* START DATA EXCERPT *
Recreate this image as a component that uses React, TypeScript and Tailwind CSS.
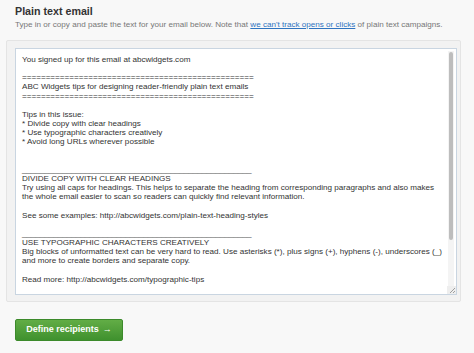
import React from "react";

const lines: string[] = [
  "You signed up for this email at abcwidgets.com",
  "",
  "=================================================",
  "ABC Widgets tips for designing reader-friendly plain text emails",
  "=================================================",
  "",
  "Tips in this issue:",
  "* Divide copy with clear headings",
  "* Use typographic characters creatively",
  "* Avoid long URLs wherever possible",
  "",
  "",
  "___________________________________________________",
  "DIVIDE COPY WITH CLEAR HEADINGS",
  "Try using all caps for headings. This helps to separate the heading from corresponding paragraphs and also makes",
  "the whole email easier to scan so readers can quickly find relevant information.",
  "",
  "See some examples: http://abcwidgets.com/plain-text-heading-styles",
  "",
  "___________________________________________________",
  "USE TYPOGRAPHIC CHARACTERS CREATIVELY",
  "Big blocks of unformatted text can be very hard to read. Use asterisks (*), plus signs (+), hyphens (-), underscores (_)",
  "and more to create borders and separate copy.",
  "",
  "Read more: http://abcwidgets.com/typographic-tips",
  "",
  "",
];

export default function App() {
  return (
    <div
      className="w-[474px] h-[353px] bg-[#f8f8f8] overflow-hidden"
      style={{ fontFamily: '"Liberation Sans", Arial, sans-serif' }}
    >
      <div className="pl-[15px] pt-[5px]">
        <div className="text-[10.7px] leading-[13px] font-bold text-[#333]">Plain text email</div>
        <div className="mt-[2px] text-[8.1px] leading-[10px] text-[#777] whitespace-nowrap">
          Type in or copy and paste the text for your email below. Note that{" "}
          <span className="text-[#2f74c0] underline">we can't track opens or clicks</span> of plain text
          campaigns.
        </div>
      </div>

      <div className="ml-[6px] mt-[10px] w-[455px] bg-[#f2f2f2] border border-[#e4e4e4] rounded-[2px] pl-[8px] pt-[7px] pb-[6px]">
        <div className="relative w-[442px] h-[247px] bg-white border border-[#c9d5e1] overflow-hidden">
          <div className="pl-[6px] pt-[6px] text-[8.1px] leading-[9.17px] text-[#333] whitespace-pre">
            {lines.map((l, i) => (
              <div key={i} className="h-[9.17px]">
                {l}
              </div>
            ))}
          </div>
          <div className="absolute right-[2px] top-[2px] bottom-[8px] w-[6px] bg-[#f4f4f4]">
            <div className="absolute left-[1px] top-[1px] w-[4px] h-[188px] rounded-[2px] bg-[#bdbdbd]" />
          </div>
          <div className="absolute right-0 bottom-0 w-[9px] h-[8px] bg-[#eeeeee]">
            <svg width="9" height="8" viewBox="0 0 9 8">
              <line x1="3" y1="7" x2="8" y2="2" stroke="#8a8a8a" strokeWidth="0.8" />
              <line x1="6" y1="7" x2="8" y2="5" stroke="#8a8a8a" strokeWidth="0.8" />
            </svg>
          </div>
        </div>
      </div>

      <div className="pl-[15px] mt-[17px]">
        <button className="w-[108px] h-[22px] rounded-[2px] border border-[#3c8a2b] bg-gradient-to-b from-[#62ad46] to-[#3f912e] text-white text-[9px] font-bold flex items-center justify-center gap-[4px]">
          <span>Define recipients</span>
          <span className="text-[9px]">→</span>
        </button>
      </div>
    </div>
  );
}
* END DATA EXCERPT *
→ GOAL
Please extract exactly the lines of the data, from the first through the line containing "import React from", and add no pictures to the copy.

→ WRITTEN RESPONSE
Recreate this image as a component that uses React, TypeScript and Tailwind CSS.
import React from "react";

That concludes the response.